Revelations of God During Troubles

            How can one be so tested, yet still declare God and His Word as true and ever-present? Because of the commitment to persevere through trials so the character of God can be revealed. And Carey persevered. It took two years before he was declared qualified to preach. In fact, he was never known for his preaching, but for his plodding. He said: “I can plod. I can persevere.”[2] What the Bible calls perseverance, Carey called “plodding”—that unshakable faith that if God doesn’t remove the trouble, He will move me through it. Throughout Scripture people discover God’s faithfulness and character amid trials. Job is the ultimate example, but consider the psalmist: “Your faithfulness endures to all generations.... Unless Your law had been my delight, I would then have perished in my affliction” (Psalm 119:90, 92).

            His point is that affliction revealed more of God. Instead of asking why God did this, he declared how God and God’s Word became clearer and sustained him through trials. “Why?” is a normal human response. God is not put off by that question.
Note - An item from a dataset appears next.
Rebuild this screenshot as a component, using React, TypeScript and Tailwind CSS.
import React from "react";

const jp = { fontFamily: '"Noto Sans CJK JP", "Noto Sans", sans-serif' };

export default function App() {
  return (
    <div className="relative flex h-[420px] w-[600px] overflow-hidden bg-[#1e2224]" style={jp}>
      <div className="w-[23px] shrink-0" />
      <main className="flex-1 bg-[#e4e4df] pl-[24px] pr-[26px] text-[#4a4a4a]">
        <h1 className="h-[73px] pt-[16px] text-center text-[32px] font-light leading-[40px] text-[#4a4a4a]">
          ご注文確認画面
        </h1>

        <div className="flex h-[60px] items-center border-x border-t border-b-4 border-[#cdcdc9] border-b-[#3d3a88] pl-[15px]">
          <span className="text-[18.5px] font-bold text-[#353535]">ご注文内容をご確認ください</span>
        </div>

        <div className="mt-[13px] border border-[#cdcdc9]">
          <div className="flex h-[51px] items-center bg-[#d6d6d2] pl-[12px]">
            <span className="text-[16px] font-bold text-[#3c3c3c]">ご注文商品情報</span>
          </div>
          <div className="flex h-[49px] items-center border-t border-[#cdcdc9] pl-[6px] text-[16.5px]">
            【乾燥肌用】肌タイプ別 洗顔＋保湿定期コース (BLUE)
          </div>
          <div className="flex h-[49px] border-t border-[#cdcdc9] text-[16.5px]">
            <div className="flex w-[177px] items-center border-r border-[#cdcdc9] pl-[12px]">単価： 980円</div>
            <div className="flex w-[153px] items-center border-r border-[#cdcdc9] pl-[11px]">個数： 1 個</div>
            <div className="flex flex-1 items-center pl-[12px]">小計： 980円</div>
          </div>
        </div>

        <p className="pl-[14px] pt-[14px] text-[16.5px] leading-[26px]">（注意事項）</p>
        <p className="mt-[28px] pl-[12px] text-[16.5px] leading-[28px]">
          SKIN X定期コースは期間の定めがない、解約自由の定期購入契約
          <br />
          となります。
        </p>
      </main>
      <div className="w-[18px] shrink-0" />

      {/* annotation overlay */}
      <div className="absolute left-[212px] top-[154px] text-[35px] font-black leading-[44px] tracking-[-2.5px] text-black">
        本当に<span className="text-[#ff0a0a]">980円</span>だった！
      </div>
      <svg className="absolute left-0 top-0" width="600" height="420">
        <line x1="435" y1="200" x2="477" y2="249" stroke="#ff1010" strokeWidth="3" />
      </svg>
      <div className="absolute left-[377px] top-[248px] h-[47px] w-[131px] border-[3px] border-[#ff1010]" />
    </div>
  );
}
It may be a starting point that allows us to better understand His purposes in our life.


Reminders About God During Troubles

            The great preacher Charles Spurgeon, familiar with times of trouble, wrote, “I learned more of my Lord then than at any other time.” C. S. Lewis wrote, “God whispers to us in our pleasures, speaks in our consciences, but shouts in our pains.” During adversity we learn that . . .
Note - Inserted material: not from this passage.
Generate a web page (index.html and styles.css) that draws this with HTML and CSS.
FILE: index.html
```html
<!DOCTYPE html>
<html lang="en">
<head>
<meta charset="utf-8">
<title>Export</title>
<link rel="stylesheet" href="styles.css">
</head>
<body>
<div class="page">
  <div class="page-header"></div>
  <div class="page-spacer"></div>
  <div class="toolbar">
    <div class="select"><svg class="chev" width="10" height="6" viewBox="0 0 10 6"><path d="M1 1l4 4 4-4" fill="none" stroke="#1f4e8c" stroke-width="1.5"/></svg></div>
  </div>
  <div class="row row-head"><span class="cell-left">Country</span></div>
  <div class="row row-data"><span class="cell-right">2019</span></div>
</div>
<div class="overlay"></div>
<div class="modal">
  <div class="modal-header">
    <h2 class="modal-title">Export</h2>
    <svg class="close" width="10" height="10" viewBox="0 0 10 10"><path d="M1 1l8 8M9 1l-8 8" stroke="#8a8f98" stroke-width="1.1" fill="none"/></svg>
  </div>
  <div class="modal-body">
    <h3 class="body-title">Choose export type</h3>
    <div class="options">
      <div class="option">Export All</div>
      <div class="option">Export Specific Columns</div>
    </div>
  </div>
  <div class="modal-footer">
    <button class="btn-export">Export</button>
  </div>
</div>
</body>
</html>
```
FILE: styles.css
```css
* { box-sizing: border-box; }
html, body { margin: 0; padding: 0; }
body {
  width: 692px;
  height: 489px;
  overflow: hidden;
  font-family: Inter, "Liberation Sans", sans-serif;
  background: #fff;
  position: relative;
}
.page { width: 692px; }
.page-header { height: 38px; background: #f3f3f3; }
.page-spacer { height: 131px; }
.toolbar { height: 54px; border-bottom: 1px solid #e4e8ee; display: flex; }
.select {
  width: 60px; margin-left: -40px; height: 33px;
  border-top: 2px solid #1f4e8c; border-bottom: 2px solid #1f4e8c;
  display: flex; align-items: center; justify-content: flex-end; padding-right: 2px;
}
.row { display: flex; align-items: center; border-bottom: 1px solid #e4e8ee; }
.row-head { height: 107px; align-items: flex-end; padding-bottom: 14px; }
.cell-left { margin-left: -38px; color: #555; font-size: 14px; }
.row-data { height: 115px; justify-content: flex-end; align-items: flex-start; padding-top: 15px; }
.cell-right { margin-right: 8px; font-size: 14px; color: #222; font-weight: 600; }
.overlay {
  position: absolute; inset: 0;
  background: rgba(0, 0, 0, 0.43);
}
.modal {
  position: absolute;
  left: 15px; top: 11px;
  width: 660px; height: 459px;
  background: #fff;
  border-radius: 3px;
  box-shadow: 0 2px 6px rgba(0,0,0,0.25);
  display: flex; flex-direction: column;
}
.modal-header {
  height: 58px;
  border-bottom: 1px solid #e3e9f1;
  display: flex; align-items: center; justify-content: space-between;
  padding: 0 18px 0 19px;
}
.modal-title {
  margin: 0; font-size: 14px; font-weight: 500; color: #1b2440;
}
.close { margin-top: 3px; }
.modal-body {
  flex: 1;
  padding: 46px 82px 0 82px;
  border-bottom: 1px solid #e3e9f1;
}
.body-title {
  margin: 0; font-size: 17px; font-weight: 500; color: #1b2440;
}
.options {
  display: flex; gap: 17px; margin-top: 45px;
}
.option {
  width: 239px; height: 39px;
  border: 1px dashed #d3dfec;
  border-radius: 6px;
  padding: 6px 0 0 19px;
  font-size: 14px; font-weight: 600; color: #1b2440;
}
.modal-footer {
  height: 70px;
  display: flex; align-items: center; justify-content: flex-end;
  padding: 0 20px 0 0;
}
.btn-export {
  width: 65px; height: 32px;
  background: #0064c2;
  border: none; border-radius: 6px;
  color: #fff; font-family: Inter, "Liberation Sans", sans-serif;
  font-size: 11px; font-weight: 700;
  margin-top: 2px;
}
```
            •God gives permission. Nothing happens outside His will. The clearest example is Job. Satan had to ask God for permission to afflict Job, which God granted—with limits (Job 1:12; 2:6). Those limits are referred to in 1 Corinthians 10:13. God “will not allow you to be tempted [tested] beyond what you are able.” Once you understand that your troubles have arrived with God’s permission, it begs a new question: “God, what is the purpose of this trouble?”
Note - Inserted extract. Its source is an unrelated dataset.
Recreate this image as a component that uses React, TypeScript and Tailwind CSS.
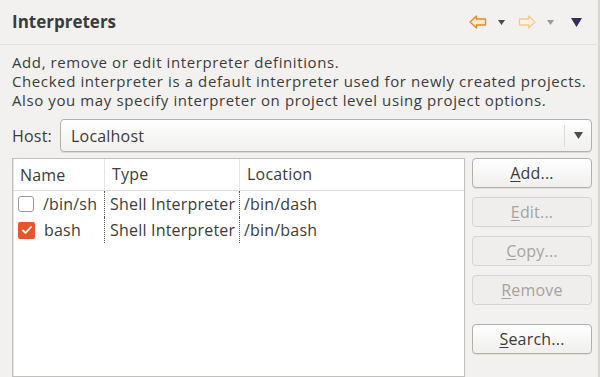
import React from 'react'

const font = { fontFamily: '"Open Sans", "Noto Sans", sans-serif' }

function ArrowLeft({ faded }: { faded?: boolean }) {
  return (
    <svg width="18" height="14" viewBox="0 0 18 14">
      <path
        d="M1 7 L7.5 1 V4 H16.5 V10 H7.5 V13 Z"
        fill={faded ? '#fbf0dd' : '#fde9c8'}
        stroke={faded ? '#f0c48a' : '#e08a2c'}
        strokeWidth="1.3"
        strokeLinejoin="round"
      />
    </svg>
  )
}

function ArrowRight({ faded }: { faded?: boolean }) {
  return (
    <svg width="18" height="14" viewBox="0 0 18 14">
      <path
        d="M17 7 L10.5 1 V4 H1.5 V10 H10.5 V13 Z"
        fill={faded ? '#fdf3e2' : '#fde9c8'}
        stroke={faded ? '#f2c98f' : '#e08a2c'}
        strokeWidth="1.3"
        strokeLinejoin="round"
      />
    </svg>
  )
}

function Tri({ color, w = 7 }: { color: string; w?: number }) {
  return (
    <svg width={w} height={w - 2} viewBox={`0 0 ${w} ${w - 2}`}>
      <path d={`M0 0 H${w} L${w / 2} ${w - 2} Z`} fill={color} />
    </svg>
  )
}

function Btn({ label, u, disabled }: { label: string; u: string; disabled?: boolean }) {
  const rest = label.slice(1)
  return (
    <button
      className={
        disabled
          ? 'h-[30px] w-[120px] rounded-[4px] border border-[#d6d4d0] bg-[#efeeec] text-[16px] tracking-[0.2px] text-[#a6a39e]'
          : 'h-[30px] w-[120px] rounded-[4px] border border-[#b3b0aa] bg-gradient-to-b from-white to-[#f0efed] text-[16px] tracking-[0.2px] text-[#3c3c3c] shadow-[0_1px_0_#e2e0dc]'
      }
    >
      <span className="underline underline-offset-2">{u}</span>
      {rest}
    </button>
  )
}

function Check({ on }: { on?: boolean }) {
  if (on)
    return (
      <div className="flex h-[17px] w-[17px] shrink-0 items-center justify-center rounded-[2px] bg-[#e5572a]">
        <svg width="12" height="10" viewBox="0 0 12 10">
          <path d="M1.5 5 L4.5 8 L10.5 1.5" fill="none" stroke="white" strokeWidth="1.8" />
        </svg>
      </div>
    )
  return <div className="h-[16px] w-[16px] shrink-0 rounded-[3px] border border-[#9c9a96] bg-white" />
}

export default function App() {
  const rows = [
    { on: false, name: '/bin/sh', type: 'Shell Interpreter', loc: '/bin/dash' },
    { on: true, name: 'bash', type: 'Shell Interpreter', loc: '/bin/bash' },
  ]
  return (
    <div style={font} className="flex h-[377px] w-[600px] flex-col overflow-hidden bg-[#f2f1f0] text-[#3c3c3c]">
      <div className="flex h-[45px] shrink-0 items-center border-r-2 border-b border-r-[#d8d6d2] border-b-[#e2e0dd] pl-3 pr-[16px]">
        <div className="text-[17px] font-bold text-[#3b3b3b]">Interpreters</div>
        <div className="ml-auto flex items-center">
          <ArrowLeft />
          <div className="ml-[11px] mr-[13px]">
            <Tri color="#4a4a4a" />
          </div>
          <ArrowRight faded />
          <div className="ml-[11px] mr-[17px]">
            <Tri color="#9a9a9a" />
          </div>
          <Tri color="#3d2a5c" w={11} />
        </div>
      </div>
      <div className="flex flex-1 flex-col border-r-2 border-r-[#d8d6d2] pl-3 pr-[6px] text-[16px] tracking-[0.2px]">
        <div className="mt-[8px] text-[15px] leading-[19px] tracking-[0.6px]">
          <div>Add, remove or edit interpreter definitions.</div>
          <div>Checked interpreter is a default interpreter used for newly created projects.</div>
          <div>Also you may specify interpreter on project level using project options.</div>
        </div>
        <div className="mt-[9px] flex items-center">
          <div className="w-[48px]">Host:</div>
          <div className="flex h-[33px] flex-1 items-center rounded-[4px] border border-[#b3b0aa] bg-gradient-to-b from-white to-[#f1f0ee] shadow-[0_1px_0_#dcdad6]">
            <div className="flex-1 pl-[10px]">Localhost</div>
            <div className="flex h-[22px] w-[27px] items-center justify-center border-l border-[#dedcd8]">
              <Tri color="#4d4d4d" w={9} />
            </div>
          </div>
        </div>
        <div className="mt-[6px] flex flex-1 gap-[7px]">
          <div className="flex w-[453px] flex-col border border-[#c2c0bb] bg-white shadow-[inset_1px_0_0_#e6e4e0]">
            <div className="flex h-[32px] items-center border-b border-[#e0dedb]">
              <div className="w-[91px] pl-[7px]">Name</div>
              <div className="w-[135px] self-stretch border-l border-[#e8e6e3] pl-[7px] leading-[31px]">Type</div>
              <div className="flex-1 self-stretch border-l border-[#e8e6e3] pl-[7px] leading-[31px]">Location</div>
            </div>
            {rows.map((r) => (
              <div key={r.name} className="flex h-[26px] items-center">
                <div className="flex w-[91px] items-center gap-[9px] overflow-hidden whitespace-nowrap pl-[5px]">
                  <Check on={r.on} />
                  <span>{r.name}</span>
                </div>
                <div className="w-[135px] self-stretch overflow-hidden whitespace-nowrap border-l border-dotted border-[#555] pl-[5px] leading-[26px]">{r.type}</div>
                <div className="flex-1 self-stretch border-l border-dotted border-[#555] pl-[4px] leading-[26px]">{r.loc}</div>
              </div>
            ))}
          </div>
          <div className="flex flex-col gap-[9px]">
            <Btn label="Add..." u="A" />
            <Btn label="Edit..." u="E" disabled />
            <Btn label="Copy..." u="C" disabled />
            <Btn label="Remove" u="R" disabled />
            <div className="mt-[10px]">
              <Btn label="Search..." u="S" />
            </div>
          </div>
        </div>
      </div>
    </div>
  )
}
            •God has plans. Theologians refer to Paul as the “apostle of God’s grace.” Paul mentions the grace of God over eighty times. He was the apostle to the Gentiles who, by grace, were invited to share the new covenant blessings of Israel. How better for the “apostle of grace” learn about grace than to be put in a position where grace was necessary to endure? That was God’s plan: “And He said to me, ‘My grace is sufficient for you, for My strength is made perfect in weakness’” (2 Corinthians 12:9). If you are suffering by God’s permission, it is because God has a plan for you (Psalm 139:16).

            •God has purposes. When God’s permission and plans result in pain, we ask, “How long?” God is not governed by time, but by purposes. When His purpose is accomplished, circumstances will change (Deuteronomy 8:16). We learn God’s ways are higher than ours. We can trust His purposes (Isaiah 55:8-11).

            •God is powerful. We learn through troubles that we are loved by God. Nothing, Paul wrote, can “separate us from the love of God in Christ Jesus” (Romans 8:39, ESV). Powerful forces work to separate us from His love. But God is more powerful. Whatever trouble you are experiencing today, God loves you.

            Our troubles may never be as stressful as William Carey’s. But regardless of the form or intensity of our adversity, the greatest benefit is learning and understanding more about the God who loves us.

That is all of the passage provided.